_WHAT YOU WILL DO_
Copy every line of the following data that includes the string "with".

_DATASET ROWS_
•••••
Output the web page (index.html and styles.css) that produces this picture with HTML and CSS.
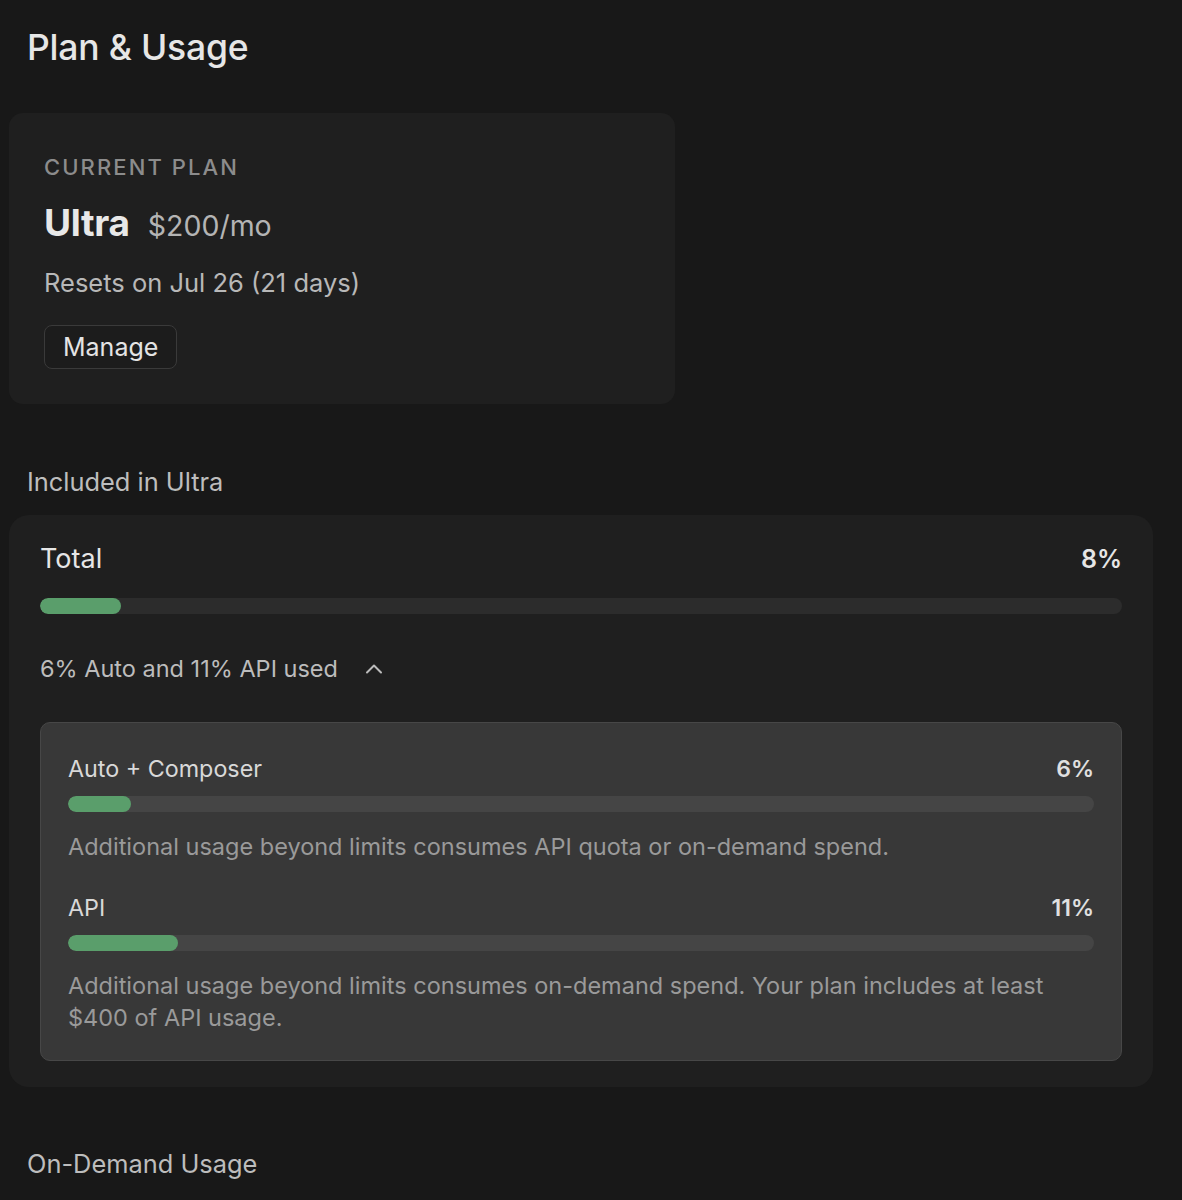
FILE: index.html
```html
<!DOCTYPE html>
<html lang="en">
<head>
<meta charset="utf-8">
<title>Plan &amp; Usage</title>
<link rel="stylesheet" href="styles.css">
</head>
<body>
<main class="page">
  <h1 class="page-title">Plan &amp; Usage</h1>

  <section class="card plan-card">
    <div class="plan-label">CURRENT PLAN</div>
    <div class="plan-name-row">
      <span class="plan-name">Ultra</span>
      <span class="plan-price">$200/mo</span>
    </div>
    <div class="plan-reset">Resets on Jul 26 (21 days)</div>
    <button class="btn">Manage</button>
  </section>

  <h2 class="section-title">Included in Ultra</h2>

  <section class="card usage-card">
    <div class="row">
      <span class="total-label">Total</span>
      <span class="total-pct">8%</span>
    </div>
    <div class="bar total-bar"><div class="fill" style="width:7.5%"></div></div>

    <div class="breakdown-toggle">
      <span>6% Auto and 11% API used</span>
      <svg class="chevron" width="18" height="12" viewBox="0 0 18 12" aria-hidden="true">
        <path d="M2 9.5 L9 2.5 L16 9.5" fill="none" stroke="currentColor" stroke-width="2" stroke-linecap="round" stroke-linejoin="round"/>
      </svg>
    </div>

    <div class="breakdown">
      <div class="item">
        <div class="row">
          <span class="item-label">Auto + Composer</span>
          <span class="item-pct">6%</span>
        </div>
        <div class="bar inner-bar"><div class="fill" style="width:6.1%"></div></div>
        <p class="item-desc">Additional usage beyond limits consumes API quota or on-demand spend.</p>
      </div>
      <div class="item">
        <div class="row">
          <span class="item-label">API</span>
          <span class="item-pct">11%</span>
        </div>
        <div class="bar inner-bar"><div class="fill" style="width:10.7%"></div></div>
        <p class="item-desc">Additional usage beyond limits consumes on-demand spend. Your plan includes at least $400 of API usage.</p>
      </div>
    </div>
  </section>

  <h2 class="section-title ondemand">On-Demand Usage</h2>
</main>
</body>
</html>
```

FILE: styles.css
```css
html, body {
  margin: 0;
  padding: 0;
  background: #181818;
}

body {
  font-family: Inter, "Noto Sans", "Liberation Sans", sans-serif;
  color: #e4e4e4;
  -webkit-font-smoothing: antialiased;
}

.page {
  padding: 28px 29px 0 9px;
}

.page-title {
  margin: 0 0 0 18px;
  font-size: 35.5px;
  line-height: 40px;
  font-weight: 500;
  color: #e6e6e6;
  letter-spacing: -0.2px;
}

.card {
  background: #1f1f1f;
}

.plan-card {
  width: 666px;
  box-sizing: border-box;
  margin-top: 45px;
  padding: 40px 35px 35px;
  border-radius: 14px;
}

.plan-label {
  font-size: 22px;
  line-height: 28px;
  letter-spacing: 2.1px;
  font-weight: 500;
  color: #8c8c8c;
}

.plan-name-row {
  margin-top: 20px;
  display: flex;
  align-items: baseline;
  gap: 18px;
  line-height: 44px;
}

.plan-name {
  font-size: 37px;
  font-weight: 700;
  color: #e8e8e8;
  letter-spacing: -0.3px;
}

.plan-price {
  font-size: 28.5px;
  color: #b4b4b4;
}

.plan-reset {
  margin-top: 19px;
  font-size: 25.5px;
  line-height: 32px;
  color: #b8b8b8;
}

.btn {
  margin-top: 26px;
  display: block;
  height: 44px;
  padding: 0 18px;
  font: inherit;
  font-size: 25px;
  color: #e4e4e4;
  background: #1c1c1c;
  border: 1px solid #3a3a3a;
  border-radius: 8px;
}

.section-title {
  margin: 62px 0 0 18px;
  font-size: 25.4px;
  line-height: 32px;
  font-weight: 400;
  color: #bdbdbd;
}

.usage-card {
  margin-top: 17px;
  padding: 26px 31px 26px;
  border-radius: 20px;
}

.row {
  display: flex;
  justify-content: space-between;
  align-items: baseline;
}

.total-label {
  font-size: 27px;
  line-height: 36px;
  color: #e6e6e6;
}

.total-pct {
  font-size: 25px;
  font-weight: 600;
  color: #e6e6e6;
}

.bar {
  height: 16px;
  border-radius: 8px;
  overflow: hidden;
}

.fill {
  height: 100%;
  background: #5a9e6b;
  border-radius: 8px;
}

.total-bar {
  margin-top: 21px;
  background: #2c2c2c;
}

.breakdown-toggle {
  margin-top: 39px;
  display: flex;
  align-items: center;
  gap: 27px;
  font-size: 23.5px;
  line-height: 32px;
  color: #bcbcbc;
}

.chevron {
  color: #bcbcbc;
}

.breakdown {
  margin-top: 37px;
  background: #383838;
  border: 1px solid #474747;
  border-radius: 10px;
  padding: 30px 27px 26px;
}

.item + .item {
  margin-top: 29px;
}

.item-label {
  font-size: 23.3px;
  line-height: 32px;
  color: #d8d8d8;
}

.item-pct {
  font-size: 23px;
  font-weight: 600;
  color: #e0e0e0;
}

.inner-bar {
  margin-top: 11px;
  background: #454545;
}

.item-desc {
  margin: 19px 0 0;
  font-size: 23.5px;
  line-height: 32px;
  color: #9a9a9a;
}

.ondemand {
  margin-top: 61px;
}
```
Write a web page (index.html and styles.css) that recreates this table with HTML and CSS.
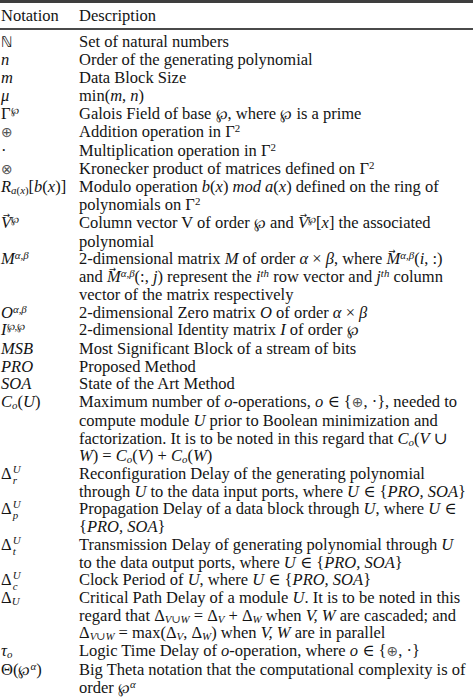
FILE: index.html
```html
<!DOCTYPE html>
<html>
<head>
<meta charset="utf-8">
<link rel="stylesheet" href="styles.css">
</head>
<body>
<div class="tbl">
  <div class="row hdr">
    <div class="nt">Notation</div>
    <div class="ds"><div class="ln">Description</div></div>
  </div>
  <div class="body">
    <div class="row"><div class="nt"><span class="bb">ℕ</span></div><div class="ds"><div class="ln">Set of natural numbers</div></div></div>
    <div class="row"><div class="nt"><i>n</i></div><div class="ds"><div class="ln">Order of the generating polynomial</div></div></div>
    <div class="row"><div class="nt"><i>m</i></div><div class="ds"><div class="ln">Data Block Size</div></div></div>
    <div class="row"><div class="nt"><i>μ</i></div><div class="ds"><div class="ln">min(<i>m</i>, <i>n</i>)</div></div></div>
    <div class="row"><div class="nt">Γ<sup class="sp"><span class="wp">℘</span></sup></div><div class="ds"><div class="ln">Galois Field of base <span class="wp">℘</span>, where <span class="wp">℘</span> is a prime</div></div></div>
    <div class="row"><div class="nt"><span class="op">⊕</span></div><div class="ds"><div class="ln">Addition operation in Γ<sup class="sp">2</sup></div></div></div>
    <div class="row"><div class="nt">·</div><div class="ds"><div class="ln">Multiplication operation in Γ<sup class="sp">2</sup></div></div></div>
    <div class="row"><div class="nt"><span class="op">⊗</span></div><div class="ds"><div class="ln">Kronecker product of matrices defined on Γ<sup class="sp">2</sup></div></div></div>
    <div class="row"><div class="nt"><i>R</i><sub class="sb"><i>a</i>(<i>x</i>)</sub>[<i>b</i>(<i>x</i>)]</div><div class="ds"><div class="ln">Modulo operation <i>b</i>(<i>x</i>) <i>mod a</i>(<i>x</i>) defined on the ring of</div><div class="ln">polynomials on Γ<sup class="sp">2</sup></div></div></div>
    <div class="row"><div class="nt"><i class="vec">V</i><sup class="sp"><span class="wp">℘</span></sup></div><div class="ds"><div class="ln">Column vector V of order <span class="wp">℘</span> and <i class="vec">V</i><sup class="sp"><span class="wp">℘</span></sup>[<i>x</i>] the associated</div><div class="ln">polynomial</div></div></div>
    <div class="row"><div class="nt"><i>M</i><sup class="sp"><i>α,β</i></sup></div><div class="ds"><div class="ln">2-dimensional matrix <i>M</i> of order <i>α</i> × <i>β</i>, where <i class="vec">M</i><sup class="sp"><i>α,β</i></sup>(<i>i</i>, :)</div><div class="ln">and <i class="vec">M</i><sup class="sp"><i>α,β</i></sup>(:, <i>j</i>) represent the <i>i</i><sup class="sp"><i>th</i></sup> row vector and <i>j</i><sup class="sp"><i>th</i></sup> column</div><div class="ln">vector of the matrix respectively</div></div></div>
    <div class="row"><div class="nt"><i>O</i><sup class="sp"><i>α,β</i></sup></div><div class="ds"><div class="ln">2-dimensional Zero matrix <i>O</i> of order <i>α</i> × <i>β</i></div></div></div>
    <div class="row"><div class="nt"><i>I</i><sup class="sp"><span class="wp">℘</span>,<span class="wp">℘</span></sup></div><div class="ds"><div class="ln">2-dimensional Identity matrix <i>I</i> of order <span class="wp">℘</span></div></div></div>
    <div class="row"><div class="nt"><i>MSB</i></div><div class="ds"><div class="ln">Most Significant Block of a stream of bits</div></div></div>
    <div class="row"><div class="nt"><i>PRO</i></div><div class="ds"><div class="ln">Proposed Method</div></div></div>
    <div class="row"><div class="nt"><i>SOA</i></div><div class="ds"><div class="ln">State of the Art Method</div></div></div>
    <div class="row"><div class="nt"><i>C</i><sub class="sb"><i>o</i></sub>(<i>U</i>)</div><div class="ds"><div class="ln">Maximum number of <i>o</i>-operations, <i>o</i> ∈ {<span class="op">⊕</span>, ·}, needed to</div><div class="ln">compute module <i>U</i> prior to Boolean minimization and</div><div class="ln">factorization. It is to be noted in this regard that <i>C</i><sub class="sb"><i>o</i></sub>(<i>V</i> ∪</div><div class="ln"><i>W</i>) = <i>C</i><sub class="sb"><i>o</i></sub>(<i>V</i>) + <i>C</i><sub class="sb"><i>o</i></sub>(<i>W</i>)</div></div></div>
    <div class="row"><div class="nt">Δ<span class="stk"><i>U</i><i>r</i></span></div><div class="ds"><div class="ln">Reconfiguration Delay of the generating polynomial</div><div class="ln">through <i>U</i> to the data input ports, where <i>U</i> ∈ {<i>PRO, SOA</i>}</div></div></div>
    <div class="row"><div class="nt">Δ<span class="stk"><i>U</i><i>p</i></span></div><div class="ds"><div class="ln">Propagation Delay of a data block through <i>U</i>, where <i>U</i> ∈</div><div class="ln">{<i>PRO, SOA</i>}</div></div></div>
    <div class="row"><div class="nt">Δ<span class="stk"><i>U</i><i>t</i></span></div><div class="ds"><div class="ln">Transmission Delay of generating polynomial through <i>U</i></div><div class="ln">to the data output ports, where <i>U</i> ∈ {<i>PRO, SOA</i>}</div></div></div>
    <div class="row"><div class="nt">Δ<span class="stk"><i>U</i><i>c</i></span></div><div class="ds"><div class="ln">Clock Period of <i>U</i>, where <i>U</i> ∈ {<i>PRO, SOA</i>}</div></div></div>
    <div class="row"><div class="nt">Δ<sub class="sb"><i>U</i></sub></div><div class="ds"><div class="ln">Critical Path Delay of a module <i>U</i>. It is to be noted in this</div><div class="ln">regard that Δ<sub class="sb"><i>V</i>∪<i>W</i></sub> = Δ<sub class="sb"><i>V</i></sub> + Δ<sub class="sb"><i>W</i></sub> when <i>V, W</i> are cascaded; and</div><div class="ln">Δ<sub class="sb"><i>V</i>∪<i>W</i></sub> = max(Δ<sub class="sb"><i>V</i></sub>, Δ<sub class="sb"><i>W</i></sub>) when <i>V, W</i> are in parallel</div></div></div>
    <div class="row"><div class="nt"><i>τ</i><sub class="sb"><i>o</i></sub></div><div class="ds"><div class="ln">Logic Time Delay of <i>o</i>-operation, where <i>o</i> ∈ {<span class="op">⊕</span>, ·}</div></div></div>
    <div class="row"><div class="nt">Θ(<span class="wp">℘</span><sup class="sp"><i>α</i></sup>)</div><div class="ds"><div class="ln">Big Theta notation that the computational complexity is of</div><div class="ln">order <span class="wp">℘</span><sup class="sp"><i>α</i></sup></div></div></div>
  </div>
</div>
</body>
</html>
```

FILE: styles.css
```css
html, body {
  margin: 0;
  padding: 0;
  background: #ffffff;
}

body {
  color: #141414;
  font-family: "Liberation Serif", "DejaVu Serif", serif;
  font-size: 16.5px;
}

.tbl {
  width: 473px;
  border-top: 3px solid #3e3e3e;
  border-bottom: 4px solid #3e3e3e;
}

.row {
  display: grid;
  grid-template-columns: 79px 1fr;
  align-items: start;
}

.hdr {
  border-bottom: 2px solid #4a4a4a;
  padding: 4px 0 3px;
  line-height: 17.67px;
}

.body {
  padding: 3px 0 1px;
}

.nt {
  padding-left: 1px;
  line-height: 17.72px;
  white-space: nowrap;
}

.ds {
  padding-right: 1px;
}

.ln {
  line-height: 17.72px;
  white-space: nowrap;
}

.sp, .sb {
  font-size: 0.66em;
  line-height: 0;
}

.sp {
  vertical-align: 0.45em;
}

.sb {
  vertical-align: -0.15em;
}

.wp {
  font-family: "DejaVu Serif", serif;
  font-size: 0.85em;
}

.sp .wp {
  font-size: 0.9em;
}

.op {
  font-family: "DejaVu Sans", sans-serif;
  font-size: 0.85em;
  color: #555;
}

.bb {
  font-family: "DejaVu Sans", sans-serif;
  font-size: 0.9em;
}

.vec {
  position: relative;
}

.vec::after {
  content: "→";
  position: absolute;
  left: 0.2em;
  top: -2px;
  font-family: "DejaVu Sans", sans-serif;
  font-size: 8.5px;
  line-height: 1;
  font-style: normal;
}

.stk {
  display: inline-flex;
  flex-direction: column;
  font-size: 0.66em;
  line-height: 1;
  vertical-align: 0.55em;
  margin: -6px 0 -6px 1px;
}
```
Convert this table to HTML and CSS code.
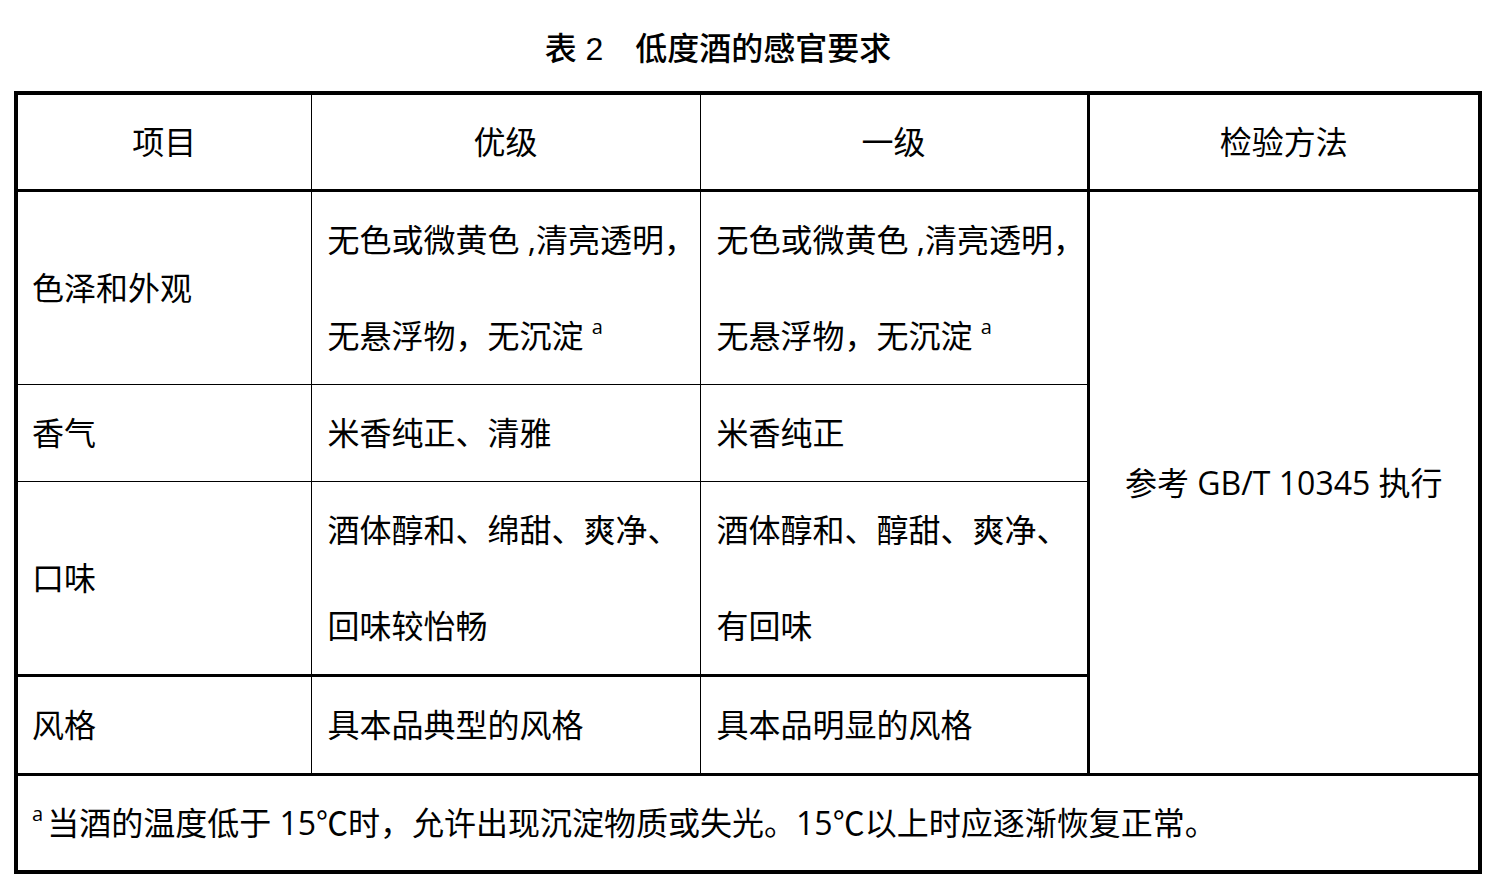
•••••
_RIGHT ANSWER_
Output the web page (index.html and styles.css) that produces this picture with HTML and CSS.
Write a web page (index.html and styles.css) that recreates this table with HTML and CSS.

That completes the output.